→ What the exercise asks: Count how many lines in the material below hold the word "styles"; the reply is that number alone.

→ Extracted material:
........

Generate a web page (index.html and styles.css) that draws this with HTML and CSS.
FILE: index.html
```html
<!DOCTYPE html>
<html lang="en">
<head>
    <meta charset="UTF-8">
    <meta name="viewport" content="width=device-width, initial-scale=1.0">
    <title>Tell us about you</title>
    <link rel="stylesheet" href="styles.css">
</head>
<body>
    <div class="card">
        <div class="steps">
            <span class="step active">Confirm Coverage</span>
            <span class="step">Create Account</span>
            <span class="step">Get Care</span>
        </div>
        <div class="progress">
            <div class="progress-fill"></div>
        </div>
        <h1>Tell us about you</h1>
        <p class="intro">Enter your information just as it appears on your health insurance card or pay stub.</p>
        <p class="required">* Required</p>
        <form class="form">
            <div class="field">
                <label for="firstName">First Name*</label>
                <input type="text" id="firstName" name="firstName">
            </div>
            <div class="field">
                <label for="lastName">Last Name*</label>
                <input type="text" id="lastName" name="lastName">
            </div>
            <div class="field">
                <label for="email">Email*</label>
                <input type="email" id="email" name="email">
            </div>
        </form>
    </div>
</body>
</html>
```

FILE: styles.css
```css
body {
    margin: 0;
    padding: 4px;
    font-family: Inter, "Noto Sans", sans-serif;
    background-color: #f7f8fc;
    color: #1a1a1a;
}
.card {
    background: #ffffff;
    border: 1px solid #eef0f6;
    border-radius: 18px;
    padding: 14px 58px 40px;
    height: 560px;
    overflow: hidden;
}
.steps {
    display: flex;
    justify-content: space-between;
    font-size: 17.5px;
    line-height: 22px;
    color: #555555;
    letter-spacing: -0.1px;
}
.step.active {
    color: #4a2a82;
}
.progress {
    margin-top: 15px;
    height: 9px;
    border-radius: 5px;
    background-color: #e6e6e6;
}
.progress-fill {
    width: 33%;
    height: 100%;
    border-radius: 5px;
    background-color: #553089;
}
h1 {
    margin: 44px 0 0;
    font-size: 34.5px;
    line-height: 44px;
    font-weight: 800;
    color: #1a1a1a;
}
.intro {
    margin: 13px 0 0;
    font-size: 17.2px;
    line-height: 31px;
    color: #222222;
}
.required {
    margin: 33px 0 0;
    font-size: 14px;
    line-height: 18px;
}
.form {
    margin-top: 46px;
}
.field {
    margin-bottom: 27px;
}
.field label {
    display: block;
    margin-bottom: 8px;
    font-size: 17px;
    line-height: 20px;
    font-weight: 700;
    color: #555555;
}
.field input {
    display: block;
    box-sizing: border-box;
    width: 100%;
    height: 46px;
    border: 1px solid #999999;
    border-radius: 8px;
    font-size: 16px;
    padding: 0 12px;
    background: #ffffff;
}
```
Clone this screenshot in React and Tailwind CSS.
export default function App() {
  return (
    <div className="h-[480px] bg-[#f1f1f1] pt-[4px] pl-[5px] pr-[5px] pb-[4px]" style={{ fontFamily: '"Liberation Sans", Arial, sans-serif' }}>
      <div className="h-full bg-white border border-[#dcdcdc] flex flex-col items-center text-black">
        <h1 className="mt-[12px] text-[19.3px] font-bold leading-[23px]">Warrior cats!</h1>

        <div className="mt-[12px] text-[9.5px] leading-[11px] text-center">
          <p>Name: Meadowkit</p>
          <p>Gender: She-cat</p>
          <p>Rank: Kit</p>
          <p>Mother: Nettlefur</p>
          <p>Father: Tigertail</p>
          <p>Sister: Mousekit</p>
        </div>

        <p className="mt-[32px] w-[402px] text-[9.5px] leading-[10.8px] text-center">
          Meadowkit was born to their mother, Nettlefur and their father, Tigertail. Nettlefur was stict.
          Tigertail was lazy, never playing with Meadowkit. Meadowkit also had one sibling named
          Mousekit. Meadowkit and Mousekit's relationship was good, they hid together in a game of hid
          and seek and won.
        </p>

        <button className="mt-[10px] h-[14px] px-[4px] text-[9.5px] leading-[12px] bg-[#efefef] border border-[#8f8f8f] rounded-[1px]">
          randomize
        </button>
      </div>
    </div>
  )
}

........

→ Response to the exercise: 3